ACAR members are once again asking that a moratorium be placed on any new aquaculture applications and that production on all approved, but not yet stocked, sites be suspended until the province reviews its existing aquaculture development strategy and a Strategic Environmental Assessment (SEA) is conducted on open pen finfish aquaculture. The Coalition made a similar request in a letter to Premier Dexter last year.
“This report supports the need to move the industry from open pen to land based operations where fish wastes can be treated” said Lewis Hinks of the Atlantic Salmon Federation.“We cannot continue to use our coastal waters as sewage dumping grounds.”
In the 2006 EMP report, NS DFA committed to using the data collected in the 2006 report to assess risks associated within the province’s aquaculture industry, but no assessment has been done.
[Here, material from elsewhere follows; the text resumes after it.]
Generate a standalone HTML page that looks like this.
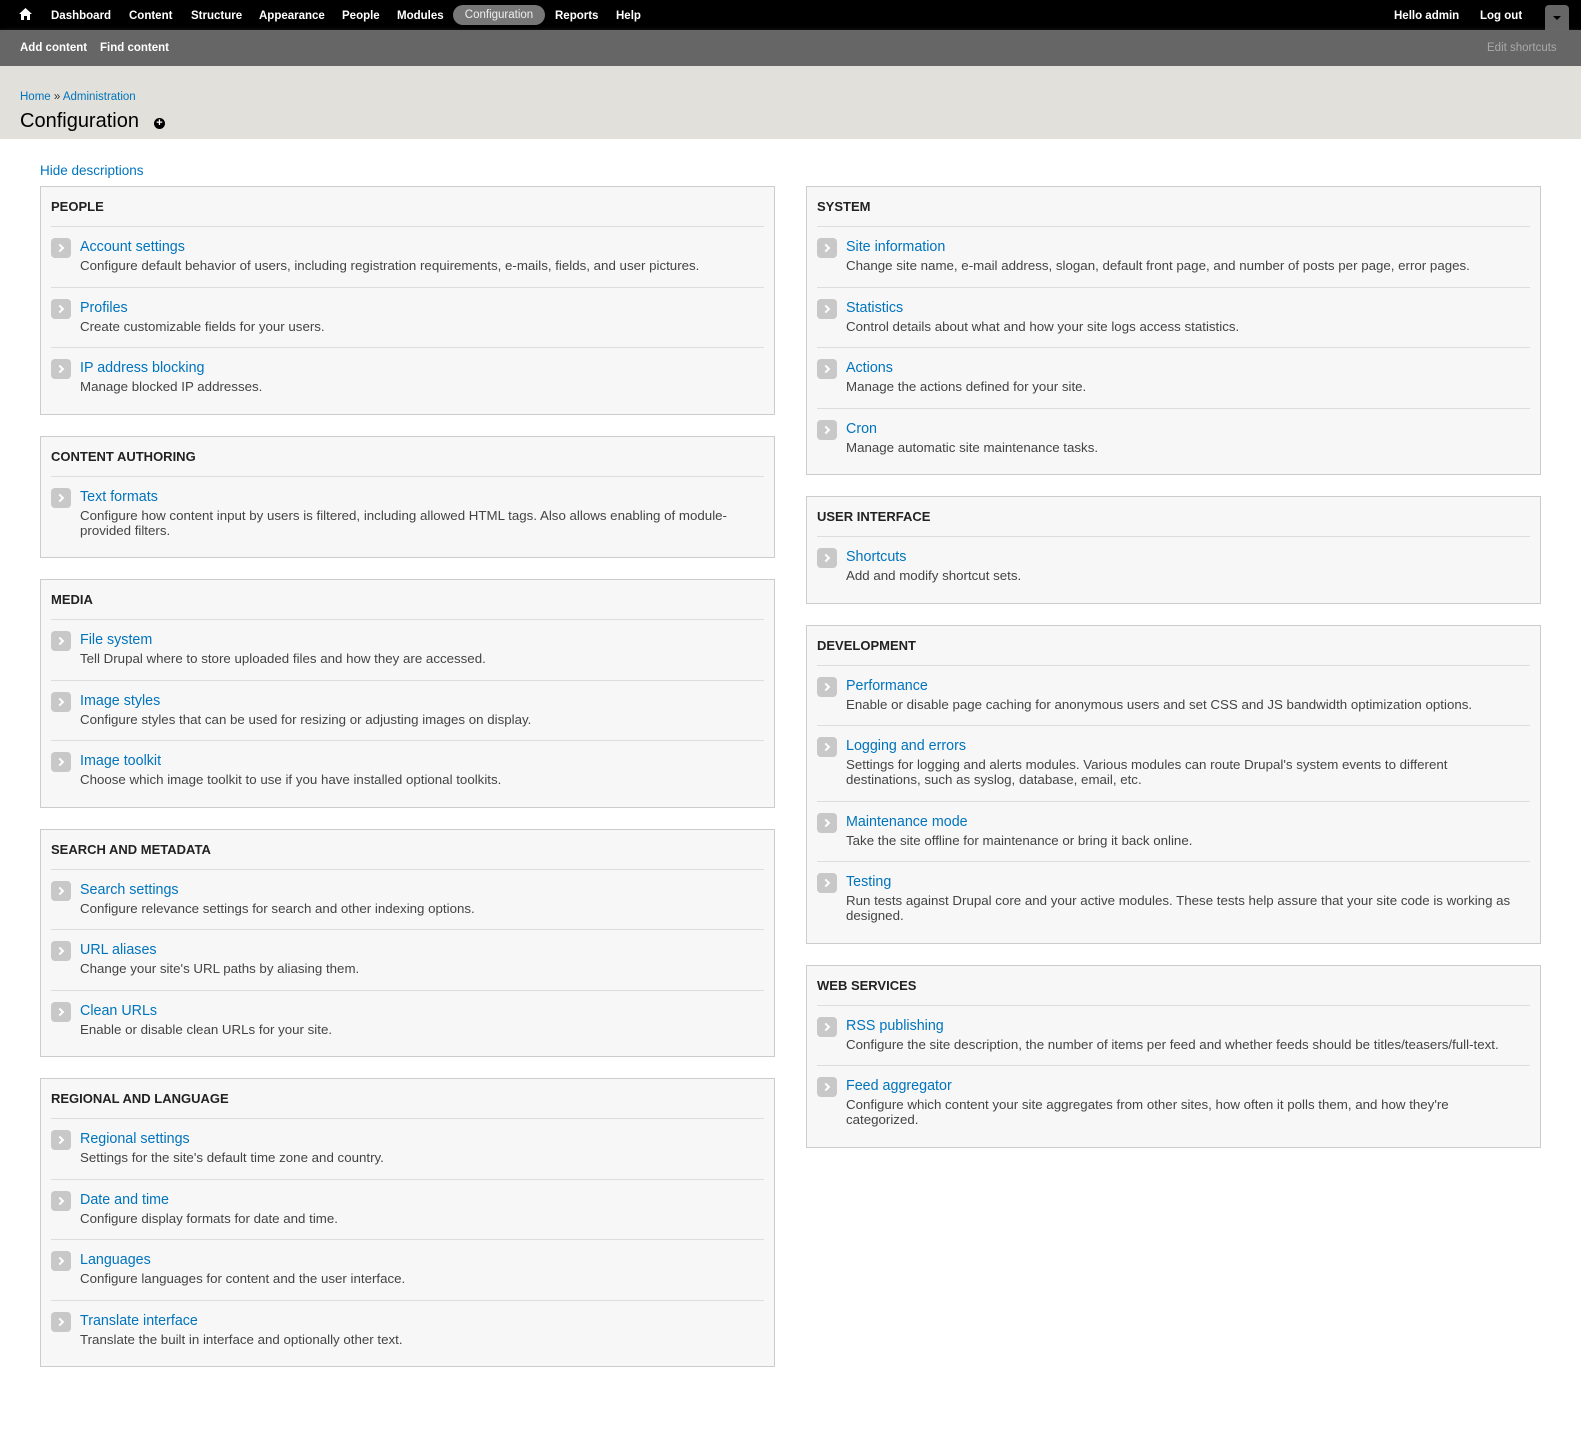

“Good public policy is based on good data and science,” said Susanna Fuller with the Ecology Action Centre. “Since the province is in the process of developing a new regulatory framework for aquaculture, NS DFA’s past failure to monitor or to enforce the EMP should be key to determining what is needed for proper regulations.”
Milewski told SCT that, should the province desire to have accurate data of the effects of finfish aquaculture from fish farm sites from throughout the province, it would be quite possible. “All they would have to do,” she said, “would be to commit to funding a study.”